AOF Testing Methods, Deliverability Curves, and Practical Application in the WCSB

The four primary deliverability testing methods recognised by AER Directive 040 are the flow-after-flow (FaF) test, the isochronal test, the modified isochronal test (MIT), and the single-point test (a simplified method that uses a single stabilised flow rate and the static reservoir pressure to estimate AOF through a predetermined turbulence assumption). Each has different time requirements, data quality, and applicability conditions. The FaF test produces the most accurate AOF for high-permeability wells that stabilise quickly (within a few hours) but is impractical for tight gas wells that require days to weeks to approach stabilised conditions at each rate. The isochronal test resolves this by testing each rate for a fixed short time period (isochronal means equal time) and then running one extended stabilised rate at the end of the test; the short isochronal data provide the slope of the deliverability curve while the stabilised rate point anchors the curve's position, allowing accurate AOF extrapolation without requiring full stabilisation at every rate. The MIT is a further simplification that shortens the shut-in periods between rates to only the time needed to build back to a representative pressure, rather than full static pressure, reducing test time by 40 to 60 percent in very tight formations.

Pressure transient analysis (PTA) and rate transient analysis (RTA) methods provide alternative means of estimating AOF from long-term production data without conducting a formal multi-rate test. RTA workflows (using software such as Harmony or IHS Fekete) analyse the production rate decline and the concurrent reservoir pressure response (measured with downhole gauges or calculated from wellhead pressure using tubing correlations) to estimate reservoir permeability, skin, drainage area, and ultimately the deliverability coefficient C and turbulence exponent n. The AOF calculated from RTA methods is considered adequate for reserves purposes in AER regulations if the analysed production history spans at least 90 days after cleanup and the well has operated under at least three distinct flowing conditions. In the Montney play of northeast British Columbia, where multi-stage fracturing creates complex fracture geometries that classical deliverability equations do not represent well, modified analytical models (dual-porosity and fracture interference models in Harmony Enterprise) are used to extract more reliable AOF estimates from early production data.

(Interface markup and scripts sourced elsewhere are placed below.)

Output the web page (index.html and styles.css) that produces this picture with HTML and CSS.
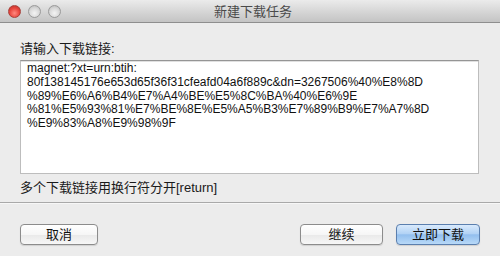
FILE: index.html
```html
<!DOCTYPE html>
<html>
<head>
<meta charset="utf-8">
<link rel="stylesheet" href="styles.css">
</head>
<body>
<div class="window">
  <div class="titlebar">
    <div class="lights">
      <span class="light red"></span>
      <span class="light grey"></span>
      <span class="light grey"></span>
    </div>
    <div class="title">新建下载任务</div>
  </div>
  <div class="content">
    <div class="label">请输入下载链接:</div>
    <div class="field">
      <div class="line">magnet:?xt=urn:btih:</div>
      <div class="line">80f138145176e653d65f36f31cfeafd04a6f889c&amp;dn=3267506%40%E8%8D</div>
      <div class="line">%89%E6%A6%B4%E7%A4%BE%E5%8C%BA%40%E6%9E</div>
      <div class="line">%81%E5%93%81%E7%BE%8E%E5%A5%B3%E7%89%B9%E7%A7%8D</div>
      <div class="line">%E9%83%A8%E9%98%9F</div>
    </div>
    <div class="hint">多个下载链接用换行符分开[return]</div>
  </div>
  <div class="separator"></div>
  <div class="buttons">
    <div class="btn">取消</div>
    <div class="spacer"></div>
    <div class="btn wide">继续</div>
    <div class="btn primary">立即下载</div>
  </div>
</div>
</body>
</html>
```

FILE: styles.css
```css
html, body {
  margin: 0;
  padding: 0;
}
body {
  width: 500px;
  height: 256px;
  overflow: hidden;
  background: #ececec;
  font-family: "Liberation Sans", "Noto Sans CJK SC", sans-serif;
  font-size: 13px;
  color: #1a1a1a;
}
.window {
  display: flex;
  flex-direction: column;
  height: 256px;
}
.titlebar {
  flex: none;
  display: flex;
  align-items: center;
  position: relative;
  background: linear-gradient(#ebebeb, #d3d3d3 60%, #c4c4c4);
  border-bottom: 1px solid #8e8e8e;
  box-sizing: border-box;
  height: 23px;
}
.lights {
  display: flex;
  gap: 7px;
  padding-left: 8px;
  padding-top: 1px;
}
.light {
  width: 13px;
  height: 13px;
  border-radius: 50%;
  box-sizing: border-box;
}
.light.red {
  background: radial-gradient(circle at 50% 65%, #ff8a80 0%, #e8453c 55%, #b3302a 100%);
  border: 1px solid #a8403a;
}
.light.grey {
  background: radial-gradient(circle at 50% 65%, #f4f4f4 0%, #d8d8d8 55%, #b5b5b5 100%);
  border: 1px solid #9a9a9a;
}
.title {
  position: absolute;
  left: 0;
  right: 0;
  top: 0;
  text-align: center;
  line-height: 23px;
  color: #4a4a4a;
  font-size: 13px;
  padding-left: 6px;
}
.content {
  padding: 17px 21px 0 20px;
}
.label {
  line-height: 17px;
  height: 17px;
  margin-bottom: 3px;
}
.field {
  background: #fff;
  border: 1px solid #bdbdbd;
  border-top-color: #959595;
  box-shadow: inset 0 1px 0 #e0e0e0;
  height: 114px;
  box-sizing: border-box;
  padding: 1px 6px 0 6px;
  font-size: 12px;
  line-height: 13.8px;
  color: #111;
}
.line {
  white-space: nowrap;
}
.hint {
  margin-top: 5px;
  line-height: 17px;
}
.separator {
  margin-top: 6px;
  height: 1px;
  background: #a9a9a9;
  border-bottom: 1px solid #f7f7f7;
}
.buttons {
  display: flex;
  padding: 20px 20px 0 20px;
  gap: 13px;
}
.spacer {
  flex: 1;
}
.btn {
  width: 78px;
  height: 21px;
  box-sizing: border-box;
  border: 1px solid #8c8c8c;
  border-radius: 4px;
  background: linear-gradient(#ffffff, #f6f6f6 50%, #e9e9e9 51%, #f7f7f7);
  text-align: center;
  line-height: 19px;
  color: #111;
  box-shadow: 0 1px 1px rgba(0,0,0,0.12);
}
.btn.wide {
  width: 83px;
}
.btn.primary {
  width: 84px;
  border-color: #5b7fae;
  background: linear-gradient(#d9eafc, #b3d3f5 45%, #93bfee 52%, #b8d9f8);
}
```
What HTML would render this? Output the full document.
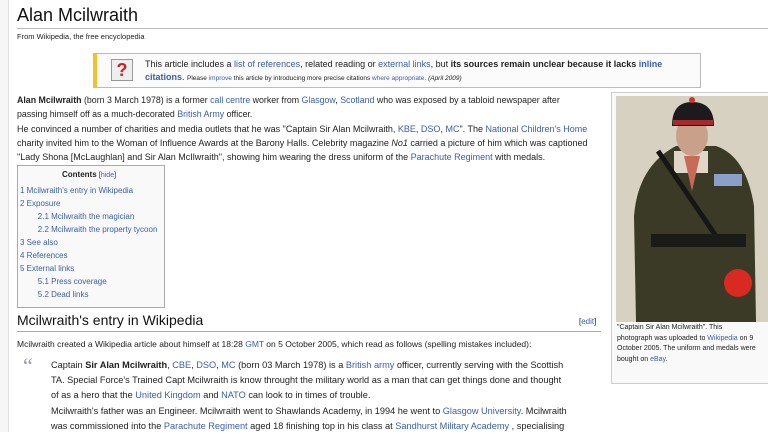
<html><head><style>
body{margin:0;width:768px;height:432px;overflow:hidden;background:#fff;font-family:"Liberation Sans",sans-serif;color:#222;position:relative}
a,.l{color:#3a5fa8}
.a{position:absolute;white-space:nowrap}
p{margin:0}
.t{font-size:9px;line-height:14px}
</style></head><body>
<div style="position:absolute;left:0;top:0;width:8px;height:432px;background:#f6f6f6;border-right:1px solid #e0e0e0"></div>
<div class="a" style="left:17px;top:5px;font-size:18px;color:#111">Alan Mcilwraith</div>
<div style="position:absolute;left:17px;top:28px;width:751px;height:1px;background:#bbb"></div>
<div class="a" style="left:17px;top:32px;font-size:7.5px">From Wikipedia, the free encyclopedia</div>
<div style="position:absolute;left:93px;top:53px;width:603px;height:33px;border:1px solid #bbb;border-left:4px solid #f2c12e;background:#fbfbfb"></div>
<div style="position:absolute;left:111px;top:59px;width:20px;height:20px;border:1px solid #999;background:#eee;color:#c22;font-size:18px;text-align:center;line-height:20px;font-weight:bold">?</div>
<div class="a" style="left:145px;top:59px;font-size:9px">This article includes a <span class="l">list of references</span>, related reading or <span class="l">external links</span>, but <b>its sources remain unclear because it lacks <span class="l">inline</span></b></div>
<div class="a" style="left:145px;top:72px;font-size:9px"><b class="l">citations</b>. <span style="font-size:6.5px">Please <span class="l">improve</span> this article by introducing more precise citations <span class="l">where appropriate</span>. <i>(April 2009)</i></span></div>
<div class="a t" style="left:17px;top:93px;font-size:8.8px"><b>Alan Mcilwraith</b> (born 3 March 1978) is a former <span class="l">call centre</span> worker from <span class="l">Glasgow</span>, <span class="l">Scotland</span> who was exposed by a tabloid newspaper after<br>passing himself off as a much-decorated <span class="l">British Army</span> officer.</div>
<div class="a t" style="left:17px;top:122px">He convinced a number of charities and media outlets that he was "Captain Sir Alan Mcilwraith, <span class="l">KBE</span>, <span class="l">DSO</span>, <span class="l">MC</span>". The <span class="l">National Children's Home</span><br>charity invited him to the Woman of Influence Awards at the Barony Halls. Celebrity magazine <i>No1</i> carried a picture of him which was captioned<br>"Lady Shona [McLaughlan] and Sir Alan McIlwraith", showing him wearing the dress uniform of the <span class="l">Parachute Regiment</span> with medals.</div>
<div style="position:absolute;left:17px;top:165px;width:146px;height:141px;border:1px solid #aaa;background:#f9f9f9"></div>
<div class="a" style="left:62px;top:170px;font-size:8px"><b>Contents</b> <span style="font-size:7px">[<span class="l">hide</span>]</span></div>
<div class="a l" style="left:20px;top:184px;font-size:8px;line-height:13px">1 Mcilwraith's entry in Wikipedia<br>2 Exposure<br>&nbsp;&nbsp;&nbsp;&nbsp;&nbsp;&nbsp;&nbsp;&nbsp;2.1 Mcilwraith the magician<br>&nbsp;&nbsp;&nbsp;&nbsp;&nbsp;&nbsp;&nbsp;&nbsp;2.2 Mcilwraith the property tycoon<br>3 See also<br>4 References<br>5 External links<br>&nbsp;&nbsp;&nbsp;&nbsp;&nbsp;&nbsp;&nbsp;&nbsp;5.1 Press coverage<br>&nbsp;&nbsp;&nbsp;&nbsp;&nbsp;&nbsp;&nbsp;&nbsp;5.2 Dead links</div>
<div class="a" style="left:17px;top:312px;font-size:14px;color:#111">Mcilwraith's entry in Wikipedia</div>
<div class="a l" style="left:579px;top:317px;font-size:8px"><span style="color:#222">[</span>edit<span style="color:#222">]</span></div>
<div style="position:absolute;left:17px;top:331px;width:584px;height:1px;background:#aaa"></div>
<div class="a" style="left:17px;top:339px;font-size:8.5px">Mcilwraith created a Wikipedia article about himself at 18:28 <span class="l">GMT</span> on 5 October 2005, which read as follows (spelling mistakes included):</div>
<div class="a" style="left:23px;top:355px;font-size:22px;color:#99a;font-family:'Liberation Serif',serif;line-height:22px">&ldquo;</div>
<div class="a" style="left:51px;top:358px;font-size:9.2px;line-height:15px">Captain <b>Sir Alan Mcilwraith</b>, <span class="l">CBE</span>, <span class="l">DSO</span>, <span class="l">MC</span> (born 03 March 1978) is a <span class="l">British army</span> officer, currently serving with the Scottish<br>TA. Special Force's Trained Capt Mcilwraith is know throught the military world as a man that can get things done and thought<br>of as a hero that the <span class="l">United Kingdom</span> and <span class="l">NATO</span> can look to in times of trouble.</div>
<div class="a" style="left:51px;top:404px;font-size:9.2px;line-height:15px">Mcilwraith's father was an Engineer. Mcilwraith went to Shawlands Academy, in 1994 he went to <span class="l">Glasgow University</span>. Mcilwraith<br>was commissioned into the <span class="l">Parachute Regiment</span> aged 18 finishing top in his class at <span class="l">Sandhurst Military Academy</span> , specialising</div>
<div style="position:absolute;left:611px;top:92px;width:160px;height:290px;border:1px solid #ccc;background:#f9f9f9"></div>
<svg style="position:absolute;left:616px;top:96px" width="152" height="226" viewBox="0 0 152 226">
<rect width="152" height="226" fill="#d6d1c1"/>
<path d="M20 226 L18 120 Q22 70 60 50 L100 50 Q130 60 138 110 L140 226Z" fill="#3b3a26"/>
<rect x="58" y="55" width="34" height="22" fill="#e0d6c8"/>
<path d="M68 60 L76 95 L84 60Z" fill="#c86a5a"/>
<ellipse cx="76" cy="40" rx="16" ry="20" fill="#c9a08a"/>
<path d="M56 30 Q56 6 76 6 Q98 6 98 30Z" fill="#1c1a1c"/>
<rect x="57" y="24" width="40" height="5" fill="#d33" opacity=".7"/>
<circle cx="76" cy="4" r="3" fill="#c33"/>
<path d="M42 55 L100 140" stroke="#161615" stroke-width="5"/>
<rect x="35" y="138" width="95" height="13" fill="#1a1a16"/>
<rect x="98" y="78" width="28" height="12" fill="#8aa0c8"/>
<circle cx="122" cy="187" r="14" fill="#d82a20"/>
</svg>
<div class="a" style="left:617px;top:323px;font-size:7px;line-height:10.5px">"Captain Sir Alan Mcilwraith". This<br>photograph was uploaded to <span class="l">Wikipedia</span> on 9<br>October 2005. The uniform and medals were<br>bought on <span class="l">eBay</span>.</div>
</body></html>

Surface allocation and production sharing in multi-well pads complicate AOF measurement for individual wells. When five or ten wells produce simultaneously through a shared flowline to a common test separator, isolating one well for a multi-rate deliverability test requires shutting in all the adjacent wells for the duration of the test or installing individual flowline measurement equipment on each well. In most large Montney pad developments, individual well deliverability data are obtained through periodic single-well test allocation periods (typically 24 to 72 hours each, every three to six months) where the target well produces to the test separator while adjacent wells are minimally choked to maintain pad production. The production rates and wellhead pressures during these test allocation periods are used to update the well's deliverability model and revise the AOF estimate on a semi-annual basis, providing the reserves evaluator with updated deliverability benchmarks for each annual reserves report.